Late Night with Conan O'Brien:

  • instance of = television series
  • genre = talk show

The Onion:

  • instance of = weekly newspaper
  • instance of = news satire
  • industry = publishing

Playboy:

  • instance of = magazine
  • instance of = men's magazine
  • instance of = nude magazine

BBC News:

  • instance of = news desk
  • instance of = news broadcasting
  • industry = journalism

Bild:

  • instance of = daily newspaper
  • genre = tabloid journalism

Al Jazeera:

  • instance of = broadcaster
  • instance of = television station

France 24:

  • instance of = television channel
  • instance of = television station
  • industry = journalism

Charlie Hebdo:

  • instance of = newspaper
  • instance of = satirical newspaper
  • genre = political satire
  • genre = satirical newspaper

Het Nieuwsblad:

  • instance of = daily newspaper

Het Journaal:

  • instance of = television program
  • genre = news program

VTM Nieuws:

  • instance of = television program

Terzake:

  • instance of = television program
  • genre = current affairs

Vive le Vélo:

  • instance of = television program
  • genre = talk show

Humo:

  • instance of = magazine

Dag Allemaal:

  • instance of = periodical

Does above list of properties/items to identify media outlets (and exclude such topics) make sense? Ok to move forward with this list?

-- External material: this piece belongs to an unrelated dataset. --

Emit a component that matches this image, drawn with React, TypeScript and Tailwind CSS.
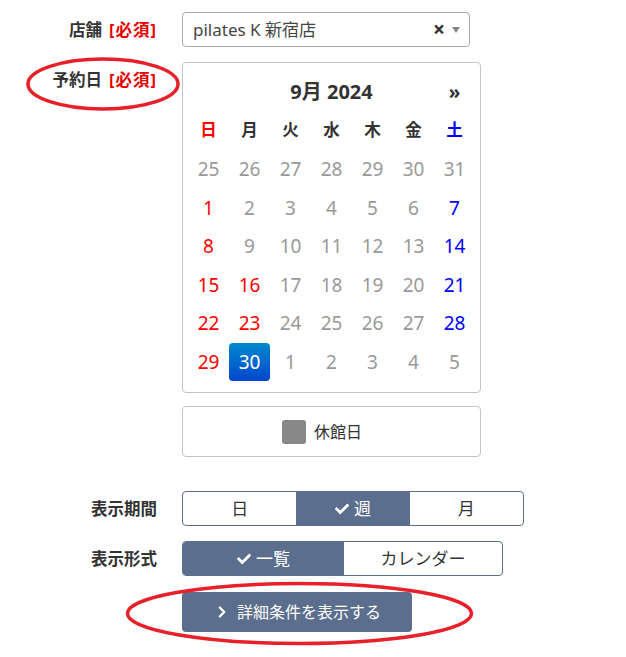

LGTM -- let's get @mfossati's and @AUgolnikova-WMF's eyes on it.

Thanks @matthiasmullie for the deep dive in the Wikidata ontology!
Totally agree we can't come up with a complete solution.

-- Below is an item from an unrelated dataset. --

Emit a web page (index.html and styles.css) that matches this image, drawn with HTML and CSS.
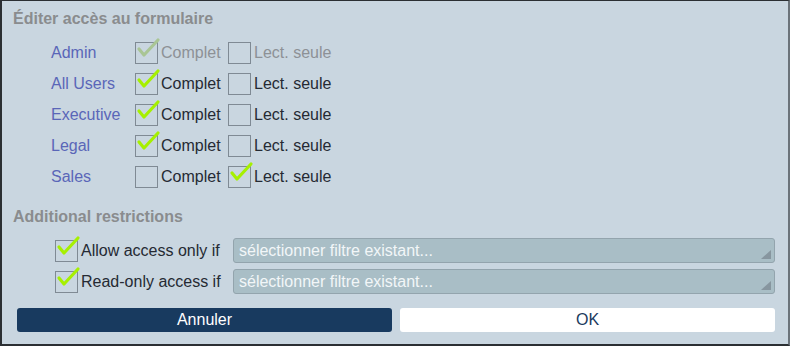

I made some explorations as well:

  • the most generic class looks like media and has 18,387 subclasses - query. Probably the widest net we could cast
  • querying all media instances times out, way too many
  • the more specific mass media class has 792 subclasses - query
  • there are 271,628 mass media instances - query. Perhaps a too narrow net

Conclusion: OK to move forward with @matthiasmullie's net, looks like the best trade-off.

Thanks! LGTM for the current version

It's merged, and the bot agrees! 😄 Closing.

It's merged, and the bot agrees! 😄 Closing.

Yes, but what happens the day the bot disagrees?!